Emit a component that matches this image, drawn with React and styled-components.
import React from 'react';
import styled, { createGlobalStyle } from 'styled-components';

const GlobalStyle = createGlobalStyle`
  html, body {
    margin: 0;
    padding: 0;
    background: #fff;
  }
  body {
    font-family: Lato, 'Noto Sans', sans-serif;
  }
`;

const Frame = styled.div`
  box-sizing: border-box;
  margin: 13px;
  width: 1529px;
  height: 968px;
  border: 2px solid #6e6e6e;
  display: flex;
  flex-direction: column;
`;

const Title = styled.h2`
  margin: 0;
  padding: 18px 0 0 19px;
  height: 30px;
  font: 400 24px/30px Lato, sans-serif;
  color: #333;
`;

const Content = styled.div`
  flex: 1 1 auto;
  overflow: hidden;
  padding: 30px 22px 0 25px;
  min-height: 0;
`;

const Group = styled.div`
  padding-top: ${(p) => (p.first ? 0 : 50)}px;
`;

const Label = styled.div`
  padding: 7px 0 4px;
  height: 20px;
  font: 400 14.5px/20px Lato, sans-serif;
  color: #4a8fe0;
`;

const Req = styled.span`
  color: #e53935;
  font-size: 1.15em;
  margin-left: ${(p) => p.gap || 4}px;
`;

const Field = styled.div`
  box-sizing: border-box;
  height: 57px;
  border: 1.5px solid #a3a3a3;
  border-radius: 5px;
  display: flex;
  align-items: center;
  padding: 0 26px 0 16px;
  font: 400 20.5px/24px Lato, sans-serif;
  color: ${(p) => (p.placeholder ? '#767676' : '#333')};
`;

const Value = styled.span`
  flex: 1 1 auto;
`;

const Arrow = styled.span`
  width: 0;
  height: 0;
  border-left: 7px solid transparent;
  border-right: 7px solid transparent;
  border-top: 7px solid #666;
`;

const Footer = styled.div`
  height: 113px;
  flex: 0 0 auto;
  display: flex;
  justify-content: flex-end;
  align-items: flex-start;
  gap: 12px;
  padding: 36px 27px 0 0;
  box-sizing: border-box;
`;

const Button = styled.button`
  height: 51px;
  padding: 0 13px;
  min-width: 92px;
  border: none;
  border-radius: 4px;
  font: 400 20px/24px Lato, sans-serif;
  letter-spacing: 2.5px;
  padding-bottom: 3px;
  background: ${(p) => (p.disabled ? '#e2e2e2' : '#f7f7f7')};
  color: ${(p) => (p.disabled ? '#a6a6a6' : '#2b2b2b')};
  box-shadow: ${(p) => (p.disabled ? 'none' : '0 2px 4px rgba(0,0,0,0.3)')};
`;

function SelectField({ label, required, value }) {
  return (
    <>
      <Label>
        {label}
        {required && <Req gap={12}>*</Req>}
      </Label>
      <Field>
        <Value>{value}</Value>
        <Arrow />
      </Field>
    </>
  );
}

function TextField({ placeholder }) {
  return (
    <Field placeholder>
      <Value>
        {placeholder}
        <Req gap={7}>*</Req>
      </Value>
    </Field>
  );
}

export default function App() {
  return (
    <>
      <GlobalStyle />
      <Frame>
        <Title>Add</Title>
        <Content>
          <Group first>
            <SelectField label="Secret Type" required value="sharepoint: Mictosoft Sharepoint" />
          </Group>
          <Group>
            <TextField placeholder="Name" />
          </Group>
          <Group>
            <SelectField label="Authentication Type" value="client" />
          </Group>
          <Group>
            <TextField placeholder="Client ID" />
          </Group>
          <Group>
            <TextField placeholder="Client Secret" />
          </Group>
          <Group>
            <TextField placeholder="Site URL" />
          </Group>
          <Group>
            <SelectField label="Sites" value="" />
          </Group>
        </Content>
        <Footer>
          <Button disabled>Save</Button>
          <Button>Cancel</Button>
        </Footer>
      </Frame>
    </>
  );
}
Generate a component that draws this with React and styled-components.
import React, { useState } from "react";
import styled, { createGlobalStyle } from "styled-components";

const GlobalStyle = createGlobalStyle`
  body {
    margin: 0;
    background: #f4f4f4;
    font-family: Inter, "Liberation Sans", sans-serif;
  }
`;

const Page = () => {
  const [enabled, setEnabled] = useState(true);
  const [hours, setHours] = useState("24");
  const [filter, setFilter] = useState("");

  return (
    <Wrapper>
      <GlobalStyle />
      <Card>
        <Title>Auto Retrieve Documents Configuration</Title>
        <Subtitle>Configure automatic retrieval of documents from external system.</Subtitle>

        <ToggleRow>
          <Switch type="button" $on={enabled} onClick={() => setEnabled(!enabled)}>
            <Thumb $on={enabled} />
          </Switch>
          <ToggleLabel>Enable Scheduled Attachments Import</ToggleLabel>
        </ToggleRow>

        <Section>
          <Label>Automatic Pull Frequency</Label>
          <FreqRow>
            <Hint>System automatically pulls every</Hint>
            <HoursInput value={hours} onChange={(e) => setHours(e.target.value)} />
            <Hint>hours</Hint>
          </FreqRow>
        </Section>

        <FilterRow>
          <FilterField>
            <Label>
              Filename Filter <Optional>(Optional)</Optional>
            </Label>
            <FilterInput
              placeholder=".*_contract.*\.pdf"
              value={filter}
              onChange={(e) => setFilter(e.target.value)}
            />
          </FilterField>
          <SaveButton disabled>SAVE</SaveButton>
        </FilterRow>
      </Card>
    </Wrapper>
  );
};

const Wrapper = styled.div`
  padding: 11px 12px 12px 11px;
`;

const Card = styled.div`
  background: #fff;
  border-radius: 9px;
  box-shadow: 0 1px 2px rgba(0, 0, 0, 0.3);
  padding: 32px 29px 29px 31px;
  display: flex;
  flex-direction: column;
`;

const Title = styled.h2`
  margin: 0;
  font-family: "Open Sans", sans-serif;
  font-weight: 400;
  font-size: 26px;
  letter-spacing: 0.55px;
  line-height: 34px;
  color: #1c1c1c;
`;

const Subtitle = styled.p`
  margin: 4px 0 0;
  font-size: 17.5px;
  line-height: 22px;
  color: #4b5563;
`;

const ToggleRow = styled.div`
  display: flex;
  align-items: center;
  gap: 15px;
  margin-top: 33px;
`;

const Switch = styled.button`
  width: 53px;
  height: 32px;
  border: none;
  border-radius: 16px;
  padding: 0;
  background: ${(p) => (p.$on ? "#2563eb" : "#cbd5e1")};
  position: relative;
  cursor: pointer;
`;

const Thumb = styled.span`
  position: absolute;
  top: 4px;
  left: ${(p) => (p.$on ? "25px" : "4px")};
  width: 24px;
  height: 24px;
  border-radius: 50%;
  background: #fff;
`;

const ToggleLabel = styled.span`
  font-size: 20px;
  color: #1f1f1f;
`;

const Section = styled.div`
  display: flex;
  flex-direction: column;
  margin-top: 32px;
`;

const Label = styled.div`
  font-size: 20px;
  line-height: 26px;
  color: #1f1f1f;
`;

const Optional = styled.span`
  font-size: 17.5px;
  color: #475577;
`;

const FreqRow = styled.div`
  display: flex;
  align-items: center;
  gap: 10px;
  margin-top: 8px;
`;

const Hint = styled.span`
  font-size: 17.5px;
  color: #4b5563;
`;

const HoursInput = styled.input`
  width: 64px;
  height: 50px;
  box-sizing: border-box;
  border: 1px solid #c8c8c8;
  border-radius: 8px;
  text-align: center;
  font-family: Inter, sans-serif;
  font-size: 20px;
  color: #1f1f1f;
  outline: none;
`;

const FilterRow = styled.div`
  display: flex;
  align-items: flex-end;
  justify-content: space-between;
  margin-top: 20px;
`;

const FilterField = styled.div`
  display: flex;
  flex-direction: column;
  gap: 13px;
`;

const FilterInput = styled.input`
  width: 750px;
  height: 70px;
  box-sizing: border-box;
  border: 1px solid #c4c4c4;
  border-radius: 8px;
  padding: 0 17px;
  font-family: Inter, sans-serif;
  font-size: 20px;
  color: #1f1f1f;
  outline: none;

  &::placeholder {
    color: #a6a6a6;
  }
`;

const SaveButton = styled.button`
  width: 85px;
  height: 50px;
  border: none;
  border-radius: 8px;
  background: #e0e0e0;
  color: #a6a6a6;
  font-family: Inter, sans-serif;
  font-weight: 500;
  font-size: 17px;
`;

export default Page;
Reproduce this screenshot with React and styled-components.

• _TASK BRIEF_:
Across the entries, how many lines contain "that"? Reply with the number only.

• _OUTPUT OF THE EXERCISE_:
2